The limitations of small variance priors lie in their implementation

2024/11/08

Thanks to Muthén & Asparouhov (2012), hereafter MA2012,1 small variance priors are a common feature of Bayesian SEMs. The idea is: when we are not sure that a parameter is zero, you can place a prior that attempts to constrain the parameter to zero. A non-zero parameter will hopefully escape the constraint, while zero parameters will have most of their posterior concentrated around zero.

Estimation of parameters constrained to zero

In latent variable models, we assume relations between observed items are captured or mediated via the latent variables. Assuming we have six items, we may assume the first three reflect latent variable 1, and the second three items reflect latent variable 2. The first three items have non-zero loadings on latent variable 1 and zero loadings on latent variable 2. And the second three items have zero loadings on latent variable 1 and non-zero loadings on latent variable 2.

We assume the individual items may be correlated only because they either reflect the same latent variable or the different latent variables they reflect are correlated. In our example, if latent variable 1 and 2 have zero correlation, then items 1–3 should have no correlation to items 4–6.

In practice, data tend to deviate from these clean hypotheses:

  1. Items may be residually correlated beyond the correlations implied by their latent variables relations and the items relations to the latent variables. For example, items 1 and 4 may share similar wording that induces respondents to respond to them similarly beyond what the latent variable relations imply.
  2. Items may reflect latent variables we hypothesized them to be unrelated to. For example, item 3 may reflect the second latent variable in addition to reflecting the first latent variable.

To address these possibilities, one can place a small variance prior on all residual (cor-)relations between items, or on all loadings assumed to be zero. If any of these parameters are notably large, we should be able to identify them from their resulting posterior distributions.

Small variance priors also show up in differential item functioning / measurement invariance analysis. There, we can place such a prior on the difference in a parameter across groups. If the difference is large enough, it should escape the constraint induced by the prior, suggesting differential functioning/non-invariance.

Jorgensen & Garnier-Villarreal, 2023

Jorgensen & Garnier-Villarreal (2023), hereafter JGV2023,2 assess the ability of small variance priors to deliver on these promises and find them wanting. I will focus on their first simulation study.

Estimating a missing cross-loading

JGV2023 set up a six-item problem like in the example above, first three items reflect latent variable 1, second three reflect latent variable 2, all loadings are 0.7, latent variables are correlated at 0.25 and total variance of each item is 1.
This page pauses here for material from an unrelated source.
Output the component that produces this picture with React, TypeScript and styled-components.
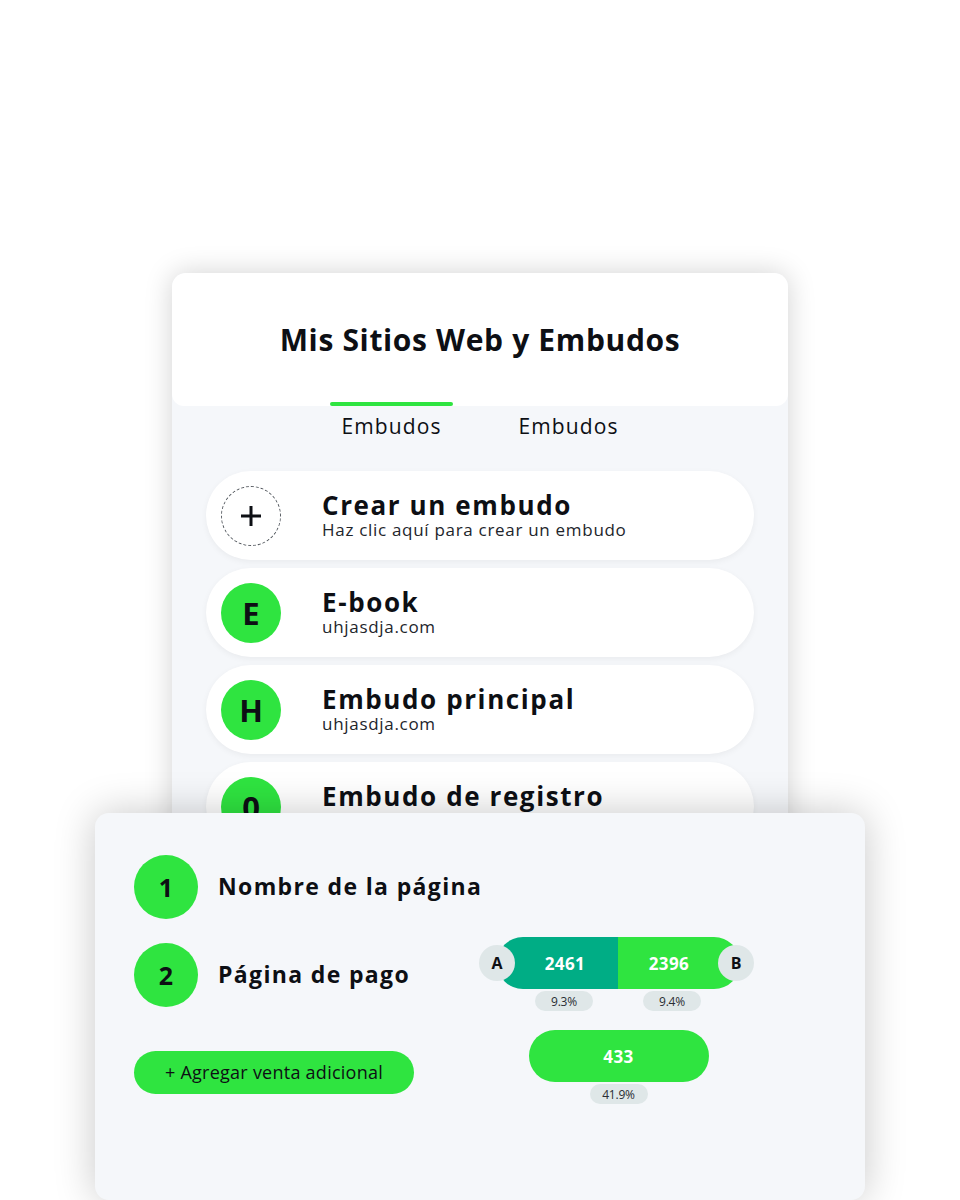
import styled, {createGlobalStyle} from 'styled-components'

const GREEN = '#2fe440'
const TEAL = '#00ad85'
const INK = '#0d0f14'
const PALE = '#f5f7fa'
const CHIP = '#dfe7e8'

const Global = createGlobalStyle`
  html, body {
    margin: 0;
    padding: 0;
    background: #ffffff;
    font-family: 'Open Sans', 'Noto Sans', sans-serif;
    color: ${INK};
  }
`

type Funnel = {
  letter: string
  title: string
  url: string
}

const funnels: Funnel[] = [
  {letter: 'E', title: 'E-book', url: 'uhjasdja.com'},
  {letter: 'H', title: 'Embudo principal', url: 'uhjasdja.com'},
  {letter: '0', title: 'Embudo de registro', url: 'uhjasdja.com'}
]

const steps = ['Nombre de la página', 'Página de pago']

function PlusIcon() {
  return (
    <svg width="24" height="24" viewBox="0 0 24 24">
      <path d="M12 2v20M2 12h20" stroke={INK} strokeWidth="3" fill="none" />
    </svg>
  )
}

export default function App() {
  return (
    <>
      <Global />
      <Page>
        <SitesCard>
          <Header>
            <Title>Mis Sitios Web y Embudos</Title>
          </Header>
          <Tabs>
            <Tab>
              <Indicator active />
              <TabLabel>Embudos</TabLabel>
            </Tab>
            <Tab>
              <Indicator />
              <TabLabel>Embudos</TabLabel>
            </Tab>
          </Tabs>
          <List>
            <Row>
              <DashedCircle>
                <PlusIcon />
              </DashedCircle>
              <RowText>
                <RowTitle>Crear un embudo</RowTitle>
                <RowSub>Haz clic aquí para crear un embudo</RowSub>
              </RowText>
            </Row>
            {funnels.map((f) => (
              <Row key={f.title}>
                <LetterCircle>{f.letter}</LetterCircle>
                <RowText>
                  <RowTitle>{f.title}</RowTitle>
                  <RowSub>{f.url}</RowSub>
                </RowText>
              </Row>
            ))}
          </List>
        </SitesCard>

        <FunnelCard>
          <StepsColumn>
            {steps.map((s, i) => (
              <Step key={s}>
                <StepNumber>{i + 1}</StepNumber>
                <StepName>{s}</StepName>
              </Step>
            ))}
            <AddButton>+ Agregar venta adicional</AddButton>
          </StepsColumn>

          <StatsColumn>
            <SplitBar>
              <Segment tone="teal" side="left">2461</Segment>
              <Segment tone="green" side="right">2396</Segment>
              <VariantBadge side="left">A</VariantBadge>
              <VariantBadge side="right">B</VariantBadge>
            </SplitBar>
            <PctRow>
              <PctCell side="left">
                <Pct>9.3%</Pct>
              </PctCell>
              <PctCell side="right">
                <Pct>9.4%</Pct>
              </PctCell>
            </PctRow>
            <TotalBar>433</TotalBar>
            <Pct>41.9%</Pct>
          </StatsColumn>
        </FunnelCard>
      </Page>
    </>
  )
}

const Page = styled.div`
  display: flex;
  flex-direction: column;
  align-items: center;
  padding-top: 273px;
  height: 927px;
  overflow: hidden;
`

const SitesCard = styled.section`
  width: 616px;
  height: 600px;
  flex-shrink: 0;
  background: ${PALE};
  border-radius: 14px;
  box-shadow: 0 0 28px rgba(0, 0, 0, 0.18);
  overflow: hidden;
`

const Header = styled.div`
  height: 133px;
  background: #ffffff;
  border-radius: 12px;
  display: flex;
  align-items: center;
  justify-content: center;
`

const Title = styled.h1`
  margin: 0;
  font-size: 30px;
  font-weight: 700;
  letter-spacing: 0.65px;
`

const Tabs = styled.div`
  display: flex;
  justify-content: center;
  gap: 54px;
  margin-top: -4px;
`

const Tab = styled.div`
  width: 123px;
  display: flex;
  flex-direction: column;
  align-items: center;
`

const Indicator = styled.div<{active?: boolean}>`
  width: 100%;
  height: 4px;
  border-radius: 2px;
  background: ${({active}) => (active ? GREEN : 'transparent')};
`

const TabLabel = styled.span`
  margin-top: 6px;
  font-size: 21px;
  line-height: 28px;
  letter-spacing: 1.1px;
`

const List = styled.div`
  display: flex;
  flex-direction: column;
  gap: 8px;
  padding: 31px 34px 0;
`

const Row = styled.div`
  height: 89px;
  flex-shrink: 0;
  display: flex;
  align-items: center;
  padding-left: 15px;
  background: #ffffff;
  border-radius: 45px;
  box-shadow: 0 2px 6px rgba(0, 0, 0, 0.05);
`

const circle = `
  width: 60px;
  height: 60px;
  border-radius: 50%;
  flex-shrink: 0;
  display: flex;
  align-items: center;
  justify-content: center;
  box-sizing: border-box;
`

const DashedCircle = styled.div`
  ${circle}
  border: 1px dashed #555a60;
`

const LetterCircle = styled.div`
  ${circle}
  background: ${GREEN};
  font-size: 31px;
  font-weight: 700;
`

const RowText = styled.div`
  display: flex;
  flex-direction: column;
  margin-left: 41px;
`

const RowTitle = styled.span`
  font-size: 26px;
  font-weight: 700;
  line-height: 28px;
  letter-spacing: 1.6px;
`

const RowSub = styled.span`
  margin-top: 1px;
  font-size: 17px;
  line-height: 20px;
  color: #22252b;
  letter-spacing: 0.7px;
`

const FunnelCard = styled.section`
  position: relative;
  z-index: 1;
  margin-top: -60px;
  width: 770px;
  height: 387px;
  flex-shrink: 0;
  box-sizing: border-box;
  padding: 42px 0 0 39px;
  display: flex;
  background: ${PALE};
  border-radius: 14px;
  box-shadow: 0 0 40px rgba(0, 0, 0, 0.22);
`

const StepsColumn = styled.div`
  width: 363px;
  display: flex;
  flex-direction: column;
  align-items: flex-start;
  gap: 24px;
`

const Step = styled.div`
  display: flex;
  align-items: center;
  gap: 20px;
`

const StepNumber = styled.div`
  width: 64px;
  height: 64px;
  border-radius: 50%;
  background: ${GREEN};
  display: flex;
  align-items: center;
  justify-content: center;
  font-size: 25px;
  font-weight: 700;
`

const StepName = styled.span`
  margin-top: -3px;
  font-size: 23px;
  font-weight: 700;
  letter-spacing: 1.35px;
`

const AddButton = styled.button`
  margin-top: 20px;
  width: 280px;
  height: 43px;
  padding: 0 0 2px;
  border: none;
  border-radius: 22px;
  background: ${GREEN};
  font-family: 'Open Sans', 'Noto Sans', sans-serif;
  font-size: 18px;
  letter-spacing: 0.25px;
  color: ${INK};
  cursor: pointer;
`

const StatsColumn = styled.div`
  width: 243px;
  margin-top: 82px;
  display: flex;
  flex-direction: column;
  align-items: center;
`

const SplitBar = styled.div`
  position: relative;
  width: 100%;
  height: 52px;
  display: grid;
  grid-template-columns: 121px 122px;
`

const Segment = styled.div<{tone: 'teal' | 'green'; side: 'left' | 'right'}>`
  display: flex;
  align-items: center;
  justify-content: center;
  color: #ffffff;
  font-size: 17px;
  font-weight: 700;
  letter-spacing: 0.4px;
  background: ${({tone}) => (tone === 'teal' ? TEAL : GREEN)};
  border-radius: ${({side}) => (side === 'left' ? '26px 0 0 26px' : '0 26px 26px 0')};
  padding: ${({side}) => (side === 'left' ? '0 0 0 15px' : '0 20px 0 0')};
`

const VariantBadge = styled.div<{side: 'left' | 'right'}>`
  position: absolute;
  top: 8px;
  ${({side}) => (side === 'left' ? 'left: -18px;' : 'right: -14px;')}
  width: 36px;
  height: 36px;
  border-radius: 50%;
  background: ${CHIP};
  display: flex;
  align-items: center;
  justify-content: center;
  font-size: 16px;
  font-weight: 700;
`

const PctRow = styled.div`
  width: 100%;
  display: grid;
  grid-template-columns: 121px 122px;
  margin-top: 2px;
`

const PctCell = styled.div<{side: 'left' | 'right'}>`
  display: flex;
  justify-content: center;
  padding: ${({side}) => (side === 'left' ? '0 0 0 13px' : '0 14px 0 0')};
`

const Pct = styled.span`
  width: 58px;
  height: 20px;
  border-radius: 10px;
  background: ${CHIP};
  display: flex;
  align-items: center;
  justify-content: center;
  font-size: 12px;
  color: #2a2d33;
  letter-spacing: -0.2px;
`

const TotalBar = styled.div`
  margin-top: 19px;
  margin-bottom: 2px;
  width: 180px;
  height: 52px;
  border-radius: 26px;
  background: ${GREEN};
  display: flex;
  align-items: center;
  justify-content: center;
  color: #ffffff;
  font-size: 17px;
  font-weight: 700;
  letter-spacing: 0.4px;
`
They also assume that item 3 may reflect latent variable 2, they vary the value of this cross-loading (which we will call L3,2) as a simulation condition: 0, 0.2, 0.5, 0.7.
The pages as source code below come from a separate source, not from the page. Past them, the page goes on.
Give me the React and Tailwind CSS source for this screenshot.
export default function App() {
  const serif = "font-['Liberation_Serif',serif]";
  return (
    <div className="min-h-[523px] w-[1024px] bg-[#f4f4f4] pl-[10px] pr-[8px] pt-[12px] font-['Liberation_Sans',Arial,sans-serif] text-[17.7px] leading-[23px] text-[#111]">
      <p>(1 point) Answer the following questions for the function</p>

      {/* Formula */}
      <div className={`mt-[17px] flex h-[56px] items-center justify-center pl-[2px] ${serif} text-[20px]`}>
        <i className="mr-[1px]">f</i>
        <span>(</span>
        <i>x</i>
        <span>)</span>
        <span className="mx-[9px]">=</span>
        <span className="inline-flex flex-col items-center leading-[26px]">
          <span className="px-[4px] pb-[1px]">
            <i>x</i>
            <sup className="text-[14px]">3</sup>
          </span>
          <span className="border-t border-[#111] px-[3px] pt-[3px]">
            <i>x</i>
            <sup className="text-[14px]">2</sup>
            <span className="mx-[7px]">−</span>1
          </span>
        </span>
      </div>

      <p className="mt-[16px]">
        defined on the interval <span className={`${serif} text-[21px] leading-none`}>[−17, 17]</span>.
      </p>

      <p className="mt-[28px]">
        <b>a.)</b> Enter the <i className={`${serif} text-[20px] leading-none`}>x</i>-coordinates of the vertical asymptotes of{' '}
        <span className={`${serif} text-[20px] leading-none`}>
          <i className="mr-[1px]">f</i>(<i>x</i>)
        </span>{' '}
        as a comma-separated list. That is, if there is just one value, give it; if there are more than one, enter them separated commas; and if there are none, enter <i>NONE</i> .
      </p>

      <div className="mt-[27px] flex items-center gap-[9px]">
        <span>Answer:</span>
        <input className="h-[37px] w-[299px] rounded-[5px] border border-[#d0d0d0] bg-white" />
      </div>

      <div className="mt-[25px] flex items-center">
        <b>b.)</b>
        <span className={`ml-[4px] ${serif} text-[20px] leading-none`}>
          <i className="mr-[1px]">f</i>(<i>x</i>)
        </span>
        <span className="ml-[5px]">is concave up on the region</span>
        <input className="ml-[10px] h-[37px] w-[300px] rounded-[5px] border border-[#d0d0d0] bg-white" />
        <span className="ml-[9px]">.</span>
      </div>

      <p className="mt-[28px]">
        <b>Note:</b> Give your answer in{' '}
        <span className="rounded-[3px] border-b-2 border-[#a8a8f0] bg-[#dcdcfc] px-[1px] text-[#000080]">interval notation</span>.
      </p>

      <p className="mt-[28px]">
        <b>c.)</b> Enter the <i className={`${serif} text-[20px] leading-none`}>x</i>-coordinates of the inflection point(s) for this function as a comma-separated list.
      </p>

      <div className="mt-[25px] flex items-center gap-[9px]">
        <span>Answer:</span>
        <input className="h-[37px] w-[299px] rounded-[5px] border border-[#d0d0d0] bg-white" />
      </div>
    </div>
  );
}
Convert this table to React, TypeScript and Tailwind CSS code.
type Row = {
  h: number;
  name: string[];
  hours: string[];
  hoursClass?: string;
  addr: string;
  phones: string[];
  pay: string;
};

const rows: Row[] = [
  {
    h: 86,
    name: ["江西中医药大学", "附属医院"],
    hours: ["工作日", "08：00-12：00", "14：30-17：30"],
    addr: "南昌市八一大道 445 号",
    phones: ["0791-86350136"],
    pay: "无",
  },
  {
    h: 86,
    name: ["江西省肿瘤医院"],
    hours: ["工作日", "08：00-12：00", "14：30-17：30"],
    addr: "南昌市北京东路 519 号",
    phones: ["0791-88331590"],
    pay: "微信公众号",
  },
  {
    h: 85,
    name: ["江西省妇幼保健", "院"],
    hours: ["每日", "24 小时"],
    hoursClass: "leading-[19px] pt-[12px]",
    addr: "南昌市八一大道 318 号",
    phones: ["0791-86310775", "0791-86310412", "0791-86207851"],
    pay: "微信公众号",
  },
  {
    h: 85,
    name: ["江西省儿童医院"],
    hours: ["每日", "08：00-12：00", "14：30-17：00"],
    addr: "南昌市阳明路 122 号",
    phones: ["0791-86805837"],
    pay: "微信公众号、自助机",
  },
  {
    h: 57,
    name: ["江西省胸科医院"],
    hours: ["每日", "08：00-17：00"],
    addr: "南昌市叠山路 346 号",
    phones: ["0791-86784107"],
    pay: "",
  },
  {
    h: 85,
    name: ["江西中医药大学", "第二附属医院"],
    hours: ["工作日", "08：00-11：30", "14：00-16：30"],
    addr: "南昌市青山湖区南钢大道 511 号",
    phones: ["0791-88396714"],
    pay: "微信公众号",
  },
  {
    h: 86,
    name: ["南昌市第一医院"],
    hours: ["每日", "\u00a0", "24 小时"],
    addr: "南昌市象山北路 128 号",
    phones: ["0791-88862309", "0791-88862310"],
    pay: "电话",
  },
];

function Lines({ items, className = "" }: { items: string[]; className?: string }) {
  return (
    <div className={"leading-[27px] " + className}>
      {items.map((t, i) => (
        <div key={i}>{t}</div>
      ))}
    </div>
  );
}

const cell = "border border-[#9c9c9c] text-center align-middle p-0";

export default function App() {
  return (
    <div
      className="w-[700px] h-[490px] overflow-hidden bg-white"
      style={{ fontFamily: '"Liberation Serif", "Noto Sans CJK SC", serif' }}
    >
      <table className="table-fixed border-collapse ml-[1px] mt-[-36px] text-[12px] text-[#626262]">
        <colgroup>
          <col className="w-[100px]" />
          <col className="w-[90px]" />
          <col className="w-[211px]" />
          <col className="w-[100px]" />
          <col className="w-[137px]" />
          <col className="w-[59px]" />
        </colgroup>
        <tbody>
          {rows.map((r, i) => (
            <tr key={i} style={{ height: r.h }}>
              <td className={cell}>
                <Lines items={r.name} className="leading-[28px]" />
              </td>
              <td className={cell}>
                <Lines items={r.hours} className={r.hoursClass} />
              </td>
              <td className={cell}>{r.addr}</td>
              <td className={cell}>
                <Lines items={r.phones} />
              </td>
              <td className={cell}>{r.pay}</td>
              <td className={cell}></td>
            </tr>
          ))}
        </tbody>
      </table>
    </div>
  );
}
Ideally, a small variance prior applied to all cross-loadings should identify this parameter as non-zero when L3,2 is not zero. They follow guidelines in MA2012: if the 95% interval on the parameter includes 0, they decide the approach has failed to detect that this cross-loading is non-zero.

First, they find that this approach does not really improve over using modification indices to identify what changes to make to a model, i.e. add L3,2 to the model as a pre-specified parameter.

They also track the estimated value of L3,2 and find that the estimated value is much lower than its true value using small variance priors.

A related problem is: assuming a non-zero cross-loading is zero inflates the (cor-)relation between factors. So they track the estimated value of the correlation between both latent variables when using small variance priors on cross-loadings, and find this relation to be well above the correct 0.25. This value is sometimes as high as 0.5 when the true value of L3,2 is 0.7.

The results are bad, see a screenshot of Table 1 in their paper.

JGV Table 1

I will now discuss some issues I have with small variance priors as implemented.

How small should the variance in my small variance prior be?

This is one challenge with implementing small variance priors. Small variance priors usually take the form: \(\mathcal{N}(0, \sigma)\), where \(\sigma\) is small relative to the scale of the parameter.

Assuming observed items have an SD close to 1 and latent variables are assumed standardized, loadings are akin to standardized regression coefficients in their scale. They tend to be larger than typical standardized regression coefficients, and salient loadings will tend to vary between 0.4 and 0.9 with 0.7 as a typical expected value.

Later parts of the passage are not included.